- Description of the task -
Gather all lines in the records below that include the word "draws".
-- begin --
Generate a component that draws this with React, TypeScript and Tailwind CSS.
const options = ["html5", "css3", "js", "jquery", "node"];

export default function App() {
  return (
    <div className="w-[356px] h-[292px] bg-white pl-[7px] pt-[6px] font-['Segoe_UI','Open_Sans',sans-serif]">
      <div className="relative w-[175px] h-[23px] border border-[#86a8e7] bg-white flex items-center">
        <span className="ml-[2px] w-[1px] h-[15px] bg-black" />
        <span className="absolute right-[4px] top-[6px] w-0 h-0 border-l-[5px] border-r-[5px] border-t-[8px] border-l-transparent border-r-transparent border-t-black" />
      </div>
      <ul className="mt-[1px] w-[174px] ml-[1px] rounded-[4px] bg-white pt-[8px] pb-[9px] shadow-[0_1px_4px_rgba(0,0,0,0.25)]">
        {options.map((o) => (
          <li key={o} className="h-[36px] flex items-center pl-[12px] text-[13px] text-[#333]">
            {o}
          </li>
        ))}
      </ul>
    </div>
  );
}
-- end --
-- begin --
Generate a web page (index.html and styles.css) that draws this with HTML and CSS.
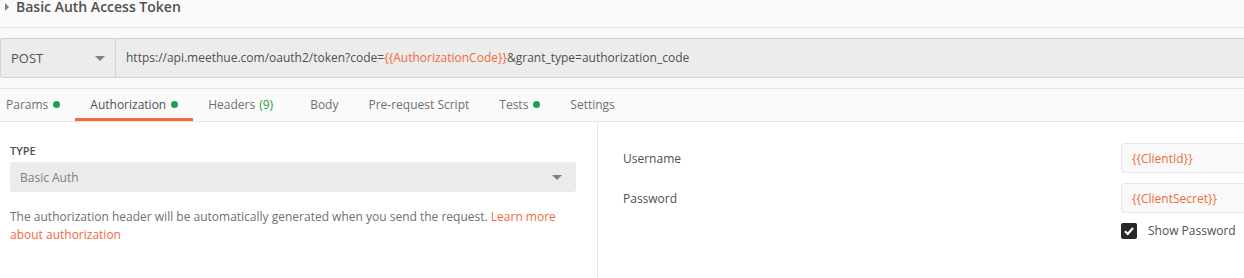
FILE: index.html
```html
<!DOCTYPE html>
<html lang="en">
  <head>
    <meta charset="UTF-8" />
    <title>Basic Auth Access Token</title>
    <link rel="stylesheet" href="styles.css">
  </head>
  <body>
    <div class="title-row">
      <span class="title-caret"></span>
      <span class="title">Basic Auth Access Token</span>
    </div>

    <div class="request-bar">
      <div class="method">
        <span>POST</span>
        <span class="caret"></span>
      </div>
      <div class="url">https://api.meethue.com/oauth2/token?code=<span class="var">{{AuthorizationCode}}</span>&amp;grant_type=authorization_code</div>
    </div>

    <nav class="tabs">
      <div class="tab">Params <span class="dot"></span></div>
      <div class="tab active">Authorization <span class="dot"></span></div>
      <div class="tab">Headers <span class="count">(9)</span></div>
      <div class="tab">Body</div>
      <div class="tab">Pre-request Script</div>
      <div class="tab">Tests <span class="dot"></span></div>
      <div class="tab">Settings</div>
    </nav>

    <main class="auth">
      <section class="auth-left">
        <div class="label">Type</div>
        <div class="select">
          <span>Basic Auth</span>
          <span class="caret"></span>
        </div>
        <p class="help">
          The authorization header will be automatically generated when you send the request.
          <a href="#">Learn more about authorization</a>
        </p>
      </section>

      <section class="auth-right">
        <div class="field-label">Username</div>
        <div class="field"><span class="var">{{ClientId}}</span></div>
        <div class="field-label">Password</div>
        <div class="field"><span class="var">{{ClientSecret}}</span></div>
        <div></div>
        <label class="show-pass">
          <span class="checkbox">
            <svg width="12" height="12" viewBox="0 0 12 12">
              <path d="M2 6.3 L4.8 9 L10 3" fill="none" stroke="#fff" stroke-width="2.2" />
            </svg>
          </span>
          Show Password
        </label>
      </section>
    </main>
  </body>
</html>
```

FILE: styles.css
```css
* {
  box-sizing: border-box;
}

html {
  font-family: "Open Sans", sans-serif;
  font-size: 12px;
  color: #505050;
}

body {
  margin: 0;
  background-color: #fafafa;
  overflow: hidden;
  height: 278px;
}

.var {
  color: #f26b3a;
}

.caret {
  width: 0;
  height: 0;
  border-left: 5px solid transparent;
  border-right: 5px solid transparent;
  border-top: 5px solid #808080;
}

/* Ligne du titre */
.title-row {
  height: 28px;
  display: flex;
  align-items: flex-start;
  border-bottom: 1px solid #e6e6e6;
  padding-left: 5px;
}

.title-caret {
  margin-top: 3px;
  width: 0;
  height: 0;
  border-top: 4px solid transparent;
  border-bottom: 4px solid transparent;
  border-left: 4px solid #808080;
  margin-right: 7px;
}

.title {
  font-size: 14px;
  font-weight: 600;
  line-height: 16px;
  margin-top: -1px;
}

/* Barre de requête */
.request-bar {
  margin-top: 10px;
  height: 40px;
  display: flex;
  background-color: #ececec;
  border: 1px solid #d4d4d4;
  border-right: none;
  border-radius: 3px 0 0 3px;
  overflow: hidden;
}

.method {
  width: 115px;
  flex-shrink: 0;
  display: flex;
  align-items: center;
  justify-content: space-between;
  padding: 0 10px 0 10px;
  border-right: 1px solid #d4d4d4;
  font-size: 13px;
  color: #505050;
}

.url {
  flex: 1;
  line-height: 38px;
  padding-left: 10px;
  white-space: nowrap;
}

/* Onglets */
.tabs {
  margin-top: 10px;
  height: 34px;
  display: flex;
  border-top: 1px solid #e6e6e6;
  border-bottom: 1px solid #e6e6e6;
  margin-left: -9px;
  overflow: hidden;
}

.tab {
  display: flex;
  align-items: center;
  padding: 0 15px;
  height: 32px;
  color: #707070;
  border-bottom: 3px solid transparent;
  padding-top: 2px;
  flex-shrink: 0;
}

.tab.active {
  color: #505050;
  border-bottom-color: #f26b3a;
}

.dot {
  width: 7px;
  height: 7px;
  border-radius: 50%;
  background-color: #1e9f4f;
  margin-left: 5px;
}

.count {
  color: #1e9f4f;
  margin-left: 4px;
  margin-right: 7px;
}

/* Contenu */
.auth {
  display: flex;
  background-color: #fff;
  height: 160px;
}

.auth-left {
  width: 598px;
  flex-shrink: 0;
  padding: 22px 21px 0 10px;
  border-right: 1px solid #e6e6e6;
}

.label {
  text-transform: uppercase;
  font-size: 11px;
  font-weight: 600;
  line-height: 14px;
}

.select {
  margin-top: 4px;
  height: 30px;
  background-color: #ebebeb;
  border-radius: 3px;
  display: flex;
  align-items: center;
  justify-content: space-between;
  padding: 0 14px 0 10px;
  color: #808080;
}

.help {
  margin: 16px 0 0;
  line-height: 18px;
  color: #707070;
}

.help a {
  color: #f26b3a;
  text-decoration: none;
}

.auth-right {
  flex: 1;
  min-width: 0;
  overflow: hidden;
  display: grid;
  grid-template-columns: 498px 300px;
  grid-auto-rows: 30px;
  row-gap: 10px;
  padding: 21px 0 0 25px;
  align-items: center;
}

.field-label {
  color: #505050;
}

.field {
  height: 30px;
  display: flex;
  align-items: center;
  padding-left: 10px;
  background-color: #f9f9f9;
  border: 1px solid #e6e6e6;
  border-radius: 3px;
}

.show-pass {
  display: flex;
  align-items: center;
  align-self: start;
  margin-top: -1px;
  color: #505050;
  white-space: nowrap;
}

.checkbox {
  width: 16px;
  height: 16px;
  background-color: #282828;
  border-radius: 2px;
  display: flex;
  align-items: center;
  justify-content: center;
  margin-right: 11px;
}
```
-- end --
- Solution to this exercise -
Generate a component that draws this with React, TypeScript and Tailwind CSS.
Generate a web page (index.html and styles.css) that draws this with HTML and CSS.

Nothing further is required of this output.